You might want to get her on some grain...If you are wanting to breed her this year.
You would only have around 2 months to get weight up to where it needs to be for that though.

You might want to try different grains. I have a doe that will NOT eat any pellet feed and another one that really likes it.
There are different kinds of sweet feed...maybe one might be more to her liking. You could try experimenting with a few different feeds and see if she like one better than the other.

You could also try putting something that she likes on it to encourage her to try it. Maybe if she likes apples you could put small ****** of it on the feed. Or some treats of some sort that she likes..
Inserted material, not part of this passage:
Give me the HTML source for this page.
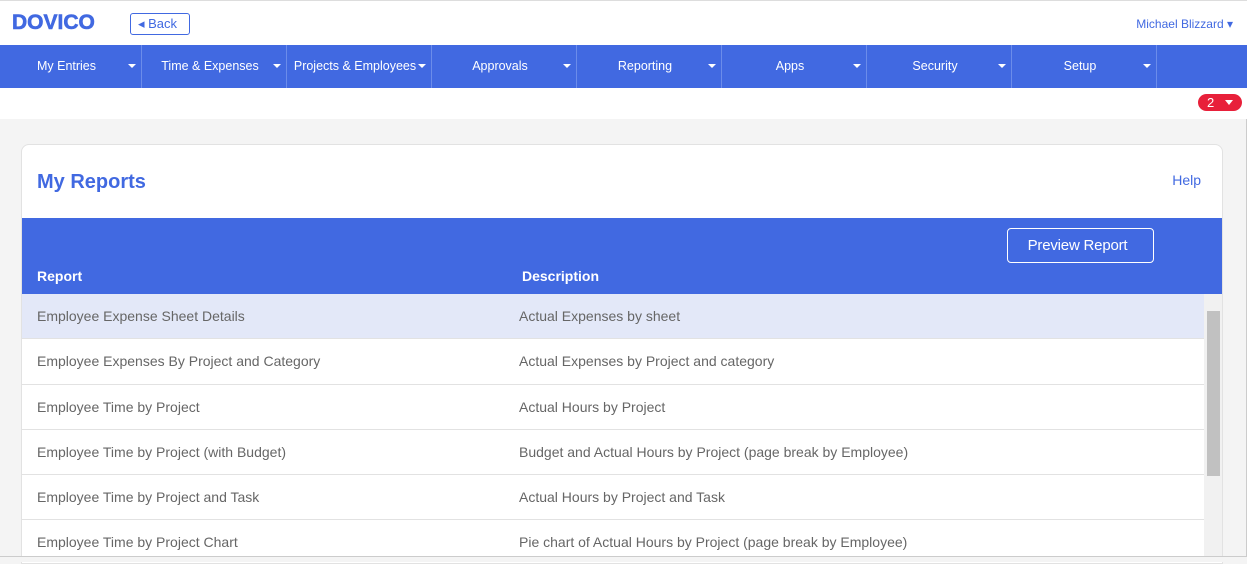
<!DOCTYPE html>
<html><head><style>
*{box-sizing:border-box;margin:0;padding:0}
body{width:1247px;height:562px;overflow:hidden;background:#f4f4f4;font-family:"Liberation Sans",Arial,sans-serif;position:relative;border-right:1px solid #ccc}
.top{position:absolute;left:0;top:0;width:1247px;height:45px;background:#fff;border-top:1px solid #ddd}
.logo{position:absolute;left:12px;top:10px;font-weight:900;font-size:21px;color:#4169e1;-webkit-text-stroke:0.6px #4169e1}
.back{position:absolute;left:130px;top:12px;width:60px;height:22px;border:1px solid #4169e1;border-radius:3px;color:#4169e1;font-size:13px;line-height:20px;padding-left:7px}
.user{position:absolute;right:14px;top:16px;color:#4169e1;font-size:12px}
.nav{position:absolute;left:0;top:45px;width:1247px;height:43px;background:#4169e1}
.ni{position:absolute;top:0;height:43px;border-right:1px solid #6b8cea;color:#fff;font-size:12.5px;line-height:42px;text-align:center}
.ni:after{content:"";position:absolute;right:5px;top:19px;border:4px solid transparent;border-top:4px solid #fff;border-bottom:0}
.strip{position:absolute;left:0;top:88px;width:1247px;height:31px;background:#fff}
.badge{position:absolute;left:1198px;top:94px;width:44px;height:17px;background:#e8203a;border-radius:9px;color:#fff;font-size:13px;line-height:17px;padding-left:9px}
.badge:after{content:"";position:absolute;right:9px;top:6px;border:4px solid transparent;border-top:5px solid #fff;border-bottom:0}
.card{position:absolute;left:21px;top:144px;width:1202px;height:420px;background:#fff;border:1px solid #e2e2e2;border-radius:8px 8px 0 0;overflow:hidden}
.card h1{position:absolute;left:15px;top:26px;font-size:20px;color:#4169e1;font-weight:bold}
.help{position:absolute;right:21px;top:27px;color:#4169e1;font-size:14px}
.th{position:absolute;left:0;top:73px;width:1202px;height:76px;background:#4169e1;color:#fff;font-weight:bold;font-size:14px}
.pr{position:absolute;left:985px;top:10px;width:147px;height:35px;border:1px solid #fff;border-radius:4px;font-weight:normal;font-size:15px;text-align:center;line-height:33px;letter-spacing:-0.2px;padding-right:6px}
.row{position:absolute;left:0;width:1182px;height:45px;border-bottom:1px solid #e2e2e2;color:#666;font-size:14px;line-height:44px}
.row span{position:absolute;left:15px}.row b{position:absolute;left:497px;font-weight:normal}
.sb{position:absolute;left:1182px;top:149px;width:18px;height:262px;background:#f1f1f1}
.thumb{position:absolute;left:3px;top:17px;width:13px;height:165px;background:#c1c1c1}
</style></head><body>
<div class="top"><div class="logo">DOVICO</div><div class="back">◂ Back</div><div class="user">Michael Blizzard ▾</div></div>
<div class="nav">
<div class="ni" style="left:0;width:142px;padding-right:8px">My Entries</div>
<div class="ni" style="left:142px;width:145px;padding-right:8px">Time &amp; Expenses</div>
<div class="ni" style="left:287px;width:145px;padding-right:8px">Projects &amp; Employees</div>
<div class="ni" style="left:432px;width:145px;padding-right:8px">Approvals</div>
<div class="ni" style="left:577px;width:145px;padding-right:8px">Reporting</div>
<div class="ni" style="left:722px;width:145px;padding-right:8px">Apps</div>
<div class="ni" style="left:867px;width:145px;padding-right:8px">Security</div>
<div class="ni" style="left:1012px;width:145px;padding-right:8px">Setup</div>
</div>
<div class="strip"><div class="badge" style="top:6px">2</div></div>
<div class="card">
<h1>My Reports</h1><div class="help">Help</div>
<div class="th"><div class="pr">Preview Report</div><span style="position:absolute;left:15px;top:50px">Report</span><span style="position:absolute;left:500px;top:50px">Description</span></div>
<div class="row" style="top:149px;background:#e3e8f8"><span>Employee Expense Sheet Details</span><b>Actual Expenses by sheet</b></div>
<div class="row" style="top:194px;height:46px"><span>Employee Expenses By Project and Category</span><b>Actual Expenses by Project and category</b></div>
<div class="row" style="top:240px"><span>Employee Time by Project</span><b>Actual Hours by Project</b></div>
<div class="row" style="top:285px"><span>Employee Time by Project (with Budget)</span><b>Budget and Actual Hours by Project (page break by Employee)</b></div>
<div class="row" style="top:330px"><span>Employee Time by Project and Task</span><b>Actual Hours by Project and Task</b></div>
<div class="row" style="top:375px;border:0"><span>Employee Time by Project Chart</span><b>Pie chart of Actual Hours by Project (page break by Employee)</b></div>
<div class="sb"><div class="thumb"></div></div>
</div>
<div style="position:absolute;left:0;top:556px;width:1247px;height:6px;background:#f4f4f4;border-top:1px solid #ccc"></div>
</body></html>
I had the hardest time getting my wether to eat grain when he was young (harder time for water). He ate a very small amount, but I gave it to him (away from the mother) several times a day to try to get him to eat it. I think that being that she is away from her mother now you will have a higher chance of getting her to eat.

I also found that being that his mouth was quite small he took smaller pieces of hay. So I took the little flaky hay pieces (which he likes) on the bottom of the hay feeder and put it on top of the feed.


----------



## Stephanie (Sep 29, 2011)

I just purchased a kid and she wouldn't eat grain either. I had to go buy her some sweet feed (although I wanted Noble goat) and she's nibbling on it.


----------



## StaceyRosado (Oct 5, 2007)

unless she is unthrifty or bred she doesnt need grain. I wouldnt force the issue. Just offer it to her with other things she may like if you feel she needs some kind of supplement. None of my goats except for my 3 month old are getting grain right now.


----------



## toth boer goats (Jul 20, 2008)

I start my kids on sweet feed as well... :thumb: 

For the ones that are stubborn...I put some in their mouth.....they spit most of it out.. but try to put enough in there.. so they have to taste it and may chew a little bit... I give a couple of very small handfuls and then try again some other time ...either during the day or the next time around...just keep at it here and there.... so they get a taste for it..... After a while ...they start to eat it on their own.....some eat it from your hand after a while....that's the way I do it anyway... :wink:


----------



## StaceyRosado (Oct 5, 2007)

do your other does eat grain? if so she will learn to eat by watching them. Goats are curious animals they always want what everyone else has


----------



## Jane (Apr 17, 2011)

Thanks everyone for the suggestions! I have no idea what the breeder offered to her (with no success). All my does and bucks eat the same special mix from on of our local feed mills. It is a sweet feed with whole corn, oats, and sunflower seeds. When I feed the group of kids she is in with, instead of staying with them, she eats the hay. She hasn't so much as sniffed it yet. I offered her some in my hand and that did not go over well. She does need to put on more weight, but she is not dangerously thin. I would really like to get more weight on her before it gets really cold here. She was shivering yesterday occasionally and it was not even that cold. Maybe I'll get a bag of my goat's old favorite Blue Seal feed and try that.


----------



## BillyMac (Nov 3, 2011)

If she has never had grain then she is just not used to it. I did a lot of experimenting when I was in a similar situation. I did not offer my kids grain soon enough and then they wouldn't take it. I offered very very small amounts to start with, maybe one ounce. Sit there with the goat while it is offered to offer encouragement. Then leave whatever is left so that she can try it out later in her own sweet time. Once she can can clean up one ounce the you are on your way.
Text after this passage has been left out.